(Code that builds pages)
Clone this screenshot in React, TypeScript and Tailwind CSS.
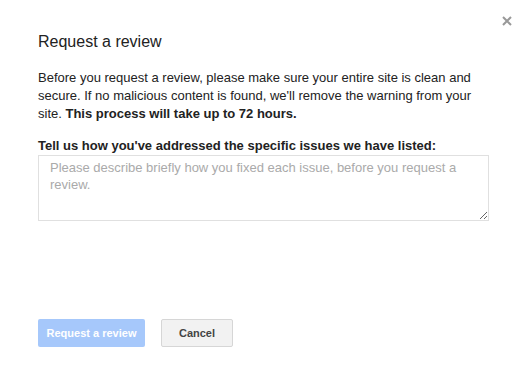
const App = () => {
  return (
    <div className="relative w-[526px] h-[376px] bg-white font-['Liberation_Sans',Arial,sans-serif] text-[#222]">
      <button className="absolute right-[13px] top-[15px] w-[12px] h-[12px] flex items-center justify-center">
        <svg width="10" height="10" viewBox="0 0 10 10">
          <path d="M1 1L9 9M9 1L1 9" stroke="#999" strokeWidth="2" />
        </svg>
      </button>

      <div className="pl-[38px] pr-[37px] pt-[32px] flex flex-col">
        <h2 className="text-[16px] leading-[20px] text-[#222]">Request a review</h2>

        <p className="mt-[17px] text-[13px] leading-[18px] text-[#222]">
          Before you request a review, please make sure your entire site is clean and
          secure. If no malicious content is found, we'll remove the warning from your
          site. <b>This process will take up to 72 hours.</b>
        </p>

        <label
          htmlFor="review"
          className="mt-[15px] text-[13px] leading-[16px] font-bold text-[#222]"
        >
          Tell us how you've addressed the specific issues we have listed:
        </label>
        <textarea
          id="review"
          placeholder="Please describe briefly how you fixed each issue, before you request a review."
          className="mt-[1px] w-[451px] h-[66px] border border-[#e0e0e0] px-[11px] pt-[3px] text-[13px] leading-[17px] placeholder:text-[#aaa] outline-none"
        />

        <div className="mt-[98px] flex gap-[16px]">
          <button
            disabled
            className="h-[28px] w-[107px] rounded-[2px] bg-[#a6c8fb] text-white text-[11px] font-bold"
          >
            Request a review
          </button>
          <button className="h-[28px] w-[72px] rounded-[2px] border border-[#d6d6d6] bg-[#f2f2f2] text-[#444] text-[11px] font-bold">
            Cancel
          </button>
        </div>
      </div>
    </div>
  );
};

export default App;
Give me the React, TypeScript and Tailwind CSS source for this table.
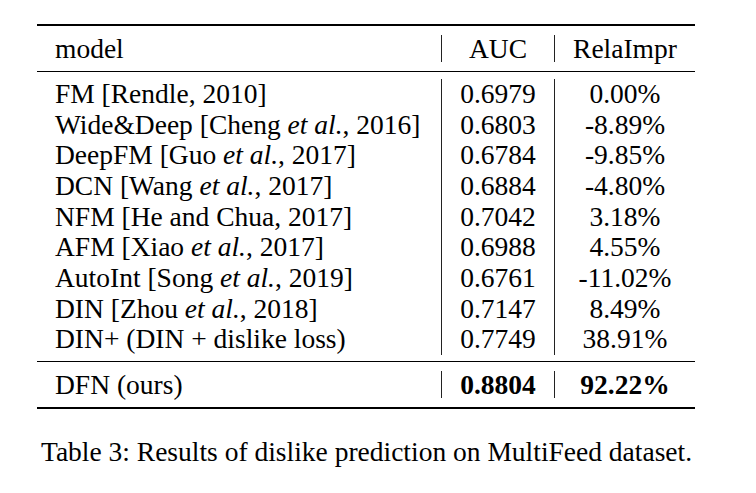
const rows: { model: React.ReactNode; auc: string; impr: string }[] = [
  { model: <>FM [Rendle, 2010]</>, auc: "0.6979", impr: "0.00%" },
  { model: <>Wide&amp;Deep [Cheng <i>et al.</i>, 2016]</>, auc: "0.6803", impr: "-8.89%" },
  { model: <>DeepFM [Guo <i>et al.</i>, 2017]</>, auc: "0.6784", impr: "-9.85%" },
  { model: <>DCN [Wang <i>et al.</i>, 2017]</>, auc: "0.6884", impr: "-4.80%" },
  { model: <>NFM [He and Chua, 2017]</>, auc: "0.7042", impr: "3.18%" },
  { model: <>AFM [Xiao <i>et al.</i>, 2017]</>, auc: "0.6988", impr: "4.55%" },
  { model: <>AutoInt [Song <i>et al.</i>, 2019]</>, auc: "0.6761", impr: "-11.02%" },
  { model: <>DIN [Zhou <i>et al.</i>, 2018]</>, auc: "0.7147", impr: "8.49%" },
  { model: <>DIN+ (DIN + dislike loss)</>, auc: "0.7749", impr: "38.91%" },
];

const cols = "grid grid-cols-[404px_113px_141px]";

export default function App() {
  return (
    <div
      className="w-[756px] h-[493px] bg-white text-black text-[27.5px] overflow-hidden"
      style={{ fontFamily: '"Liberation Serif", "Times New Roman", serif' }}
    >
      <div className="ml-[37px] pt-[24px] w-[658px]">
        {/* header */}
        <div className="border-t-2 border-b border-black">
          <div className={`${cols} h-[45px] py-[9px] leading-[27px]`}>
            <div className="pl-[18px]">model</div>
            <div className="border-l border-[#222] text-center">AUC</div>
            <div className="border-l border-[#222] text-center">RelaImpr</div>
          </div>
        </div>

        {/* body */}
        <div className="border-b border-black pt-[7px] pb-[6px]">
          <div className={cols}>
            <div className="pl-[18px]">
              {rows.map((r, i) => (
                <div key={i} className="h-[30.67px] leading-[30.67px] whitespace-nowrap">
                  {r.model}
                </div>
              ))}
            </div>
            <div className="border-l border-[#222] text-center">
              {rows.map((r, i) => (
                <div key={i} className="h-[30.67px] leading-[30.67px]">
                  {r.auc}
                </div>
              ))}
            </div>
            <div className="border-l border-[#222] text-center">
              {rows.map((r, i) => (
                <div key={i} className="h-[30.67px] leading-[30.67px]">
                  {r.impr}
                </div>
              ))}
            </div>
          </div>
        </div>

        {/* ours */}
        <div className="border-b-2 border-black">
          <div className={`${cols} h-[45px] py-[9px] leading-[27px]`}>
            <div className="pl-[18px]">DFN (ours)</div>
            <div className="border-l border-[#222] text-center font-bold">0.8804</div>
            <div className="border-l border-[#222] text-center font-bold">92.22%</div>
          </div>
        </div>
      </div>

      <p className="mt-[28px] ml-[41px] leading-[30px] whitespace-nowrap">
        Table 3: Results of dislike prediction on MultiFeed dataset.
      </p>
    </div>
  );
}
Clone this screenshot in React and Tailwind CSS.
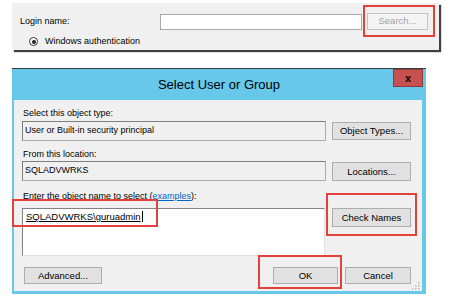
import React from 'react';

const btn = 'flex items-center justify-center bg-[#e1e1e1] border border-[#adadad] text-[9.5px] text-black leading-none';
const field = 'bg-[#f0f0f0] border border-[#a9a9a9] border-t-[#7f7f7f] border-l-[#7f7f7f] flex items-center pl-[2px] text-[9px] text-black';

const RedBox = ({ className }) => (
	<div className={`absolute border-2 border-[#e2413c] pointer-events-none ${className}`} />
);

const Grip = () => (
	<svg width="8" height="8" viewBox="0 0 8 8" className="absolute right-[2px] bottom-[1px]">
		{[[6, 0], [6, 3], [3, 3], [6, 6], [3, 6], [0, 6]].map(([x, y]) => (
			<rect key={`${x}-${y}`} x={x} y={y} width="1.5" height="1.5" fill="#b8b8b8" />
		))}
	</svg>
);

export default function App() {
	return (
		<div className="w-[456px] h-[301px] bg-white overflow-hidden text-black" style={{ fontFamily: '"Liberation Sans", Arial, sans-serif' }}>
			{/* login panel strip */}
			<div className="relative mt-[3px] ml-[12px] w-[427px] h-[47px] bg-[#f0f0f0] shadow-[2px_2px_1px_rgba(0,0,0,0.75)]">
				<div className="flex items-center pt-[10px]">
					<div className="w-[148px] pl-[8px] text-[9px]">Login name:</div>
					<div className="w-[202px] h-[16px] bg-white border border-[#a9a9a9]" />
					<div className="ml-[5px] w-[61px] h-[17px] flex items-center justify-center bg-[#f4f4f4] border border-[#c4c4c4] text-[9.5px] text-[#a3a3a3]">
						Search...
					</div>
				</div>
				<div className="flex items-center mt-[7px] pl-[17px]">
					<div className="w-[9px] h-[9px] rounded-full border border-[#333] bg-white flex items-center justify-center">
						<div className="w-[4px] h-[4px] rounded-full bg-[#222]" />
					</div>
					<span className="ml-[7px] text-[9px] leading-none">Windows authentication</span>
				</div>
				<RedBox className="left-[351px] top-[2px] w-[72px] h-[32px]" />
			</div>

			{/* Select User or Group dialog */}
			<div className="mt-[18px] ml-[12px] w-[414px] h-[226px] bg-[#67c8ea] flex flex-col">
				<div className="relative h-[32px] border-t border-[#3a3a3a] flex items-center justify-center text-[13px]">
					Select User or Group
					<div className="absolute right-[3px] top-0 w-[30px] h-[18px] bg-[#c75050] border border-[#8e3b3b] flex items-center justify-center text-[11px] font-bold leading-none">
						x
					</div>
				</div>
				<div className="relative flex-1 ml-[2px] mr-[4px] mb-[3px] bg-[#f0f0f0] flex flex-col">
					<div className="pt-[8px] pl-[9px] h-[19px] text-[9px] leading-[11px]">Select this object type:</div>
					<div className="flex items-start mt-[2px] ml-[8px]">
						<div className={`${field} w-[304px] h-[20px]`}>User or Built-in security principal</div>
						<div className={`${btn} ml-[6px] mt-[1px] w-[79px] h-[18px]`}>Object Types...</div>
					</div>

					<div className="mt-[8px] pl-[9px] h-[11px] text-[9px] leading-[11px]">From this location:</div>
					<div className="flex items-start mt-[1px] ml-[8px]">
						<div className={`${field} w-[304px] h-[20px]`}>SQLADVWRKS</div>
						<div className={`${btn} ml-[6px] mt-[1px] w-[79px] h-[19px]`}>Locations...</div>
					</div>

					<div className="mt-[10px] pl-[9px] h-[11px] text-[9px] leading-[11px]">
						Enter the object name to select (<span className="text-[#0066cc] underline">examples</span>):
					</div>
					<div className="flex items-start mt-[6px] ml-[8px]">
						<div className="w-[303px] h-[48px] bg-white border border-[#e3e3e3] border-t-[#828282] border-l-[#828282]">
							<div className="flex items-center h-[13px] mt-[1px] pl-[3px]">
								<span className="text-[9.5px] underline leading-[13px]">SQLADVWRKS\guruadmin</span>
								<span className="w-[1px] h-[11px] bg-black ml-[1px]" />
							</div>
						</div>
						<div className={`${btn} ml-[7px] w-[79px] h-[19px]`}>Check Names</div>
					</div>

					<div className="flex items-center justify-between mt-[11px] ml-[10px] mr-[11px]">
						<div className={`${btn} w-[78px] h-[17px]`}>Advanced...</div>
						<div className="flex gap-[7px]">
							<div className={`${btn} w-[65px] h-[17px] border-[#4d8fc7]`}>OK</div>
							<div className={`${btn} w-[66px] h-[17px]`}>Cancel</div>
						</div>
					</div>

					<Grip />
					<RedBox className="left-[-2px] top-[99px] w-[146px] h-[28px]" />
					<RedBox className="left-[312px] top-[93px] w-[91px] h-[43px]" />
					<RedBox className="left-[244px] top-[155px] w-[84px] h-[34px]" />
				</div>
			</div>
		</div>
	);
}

#### [What to do]
Which lines contain "React"? Show each of them.

#### [Written answer]
Clone this screenshot in React, TypeScript and Tailwind CSS.
Give me the React, TypeScript and Tailwind CSS source for this table.
const rows: { model: React.ReactNode; auc: string; impr: string }[] = [
Clone this screenshot in React and Tailwind CSS.
import React from 'react';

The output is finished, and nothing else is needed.